Peccato che però, come al solito, non si impara mai dagli errori. Il buon Pisapia, che ritengo una persona valida, sta però percorrendo gli stessi passi dei suoi predecessori di quasi 30 anni fa: creare un soggetto politico con dirigenti liberisti e che si sono dimostrati incapaci di disegnare un modello nuovo di sinistra (Prodi, D’Alema, persino Bersani, che si stupisce che non avvenga un nuovo ’68. Quasi mi fa tenerezza la sua incapacità di analizzare la realtà…) e tentare di costituire un soggetto ampio, capace di “dialogare con il PD”, in cui tutti sono benvenuti, persino Renzi.

Dunque torniamo alla cosa, un elemento ibrido, informe, privo di valori fondanti in cui riconoscersi, privo di capacità di analisi politica, privo persino di contenuti, ma “aperto” a tutti. Da questo modello politico cosa può nascere? Un nuovo fallimento, chiaro.

Sembra quasi che a questa gente importi più riempire le piazze, darsi un colore nuovo (questa volta è l’arancione…anzi, un rosso sbiadito…) ma evitare qualsiasi forma di analisi, di discussione, di un seppur minimo sforzo teso a riscrivere il linguaggio della sinistra e il suo relativo vocabolario, un vocabolario che la “base” possa comprendere, assimilare e in cui possa riconoscersi e che possa rappresentare il primo – minimo – passo verso il riavvicinamento della gente alla politica, ormai priva di punti di riferimento.

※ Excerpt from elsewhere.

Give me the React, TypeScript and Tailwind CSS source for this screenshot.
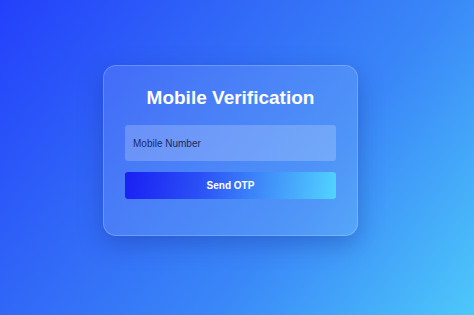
export default function App() {
  return (
    <div
      className="flex min-h-screen w-full items-center justify-center bg-[linear-gradient(127deg,#2340fb_0%,#3168f7_34%,#3a88f8_64%,#4dc8fa_100%)] pr-[13px] pb-[14px]"
      style={{ fontFamily: '"Liberation Sans", Arial, sans-serif' }}
    >
      {/* Card */}
      <div className="w-[255px] rounded-[13px] border border-white/20 bg-white/[0.11] px-[21px] pt-[20px] pb-[36px] shadow-[0_8px_24px_rgba(20,40,140,0.35)]">
        <h1 className="text-center text-[19px] leading-[24px] font-bold text-white">
          Mobile Verification
        </h1>

        <div className="mt-[15px] flex h-[36px] items-center rounded-[3px] bg-white/20 px-[8px]">
          <span className="text-[10px] text-[#1c2a5c]">Mobile Number</span>
        </div>

        <button className="mt-[11px] flex h-[27px] w-full items-center justify-center rounded-[3px] bg-[linear-gradient(100deg,#1a1ff3_0%,#2a4ff6_35%,#3f8cf9_65%,#52d4ff_100%)] text-[10px] font-bold text-white">
          Send OTP
        </button>
      </div>
    </div>
  );
}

E’ ovvio che senza queste operazioni (complesse, sì, ma necessarie) avremo una maggior recrudescenza degli estremismi e, a livello elettorale, il M5S rappresenterà per la gente l’unica valida alternativa alla sinistra, che di “sinistra” non ha più nemmeno il colore. E allora che si faccia questo gesto di coraggio: si crei un nuovo soggetto politico, con facce nuove e competenze valide, e si prenda anche qualche anno per discutere e analizzare la realtà, non si faccia il solito errore di correre subito alle elezioni, perché sennò torneremo di nuovo all’orrida cosa.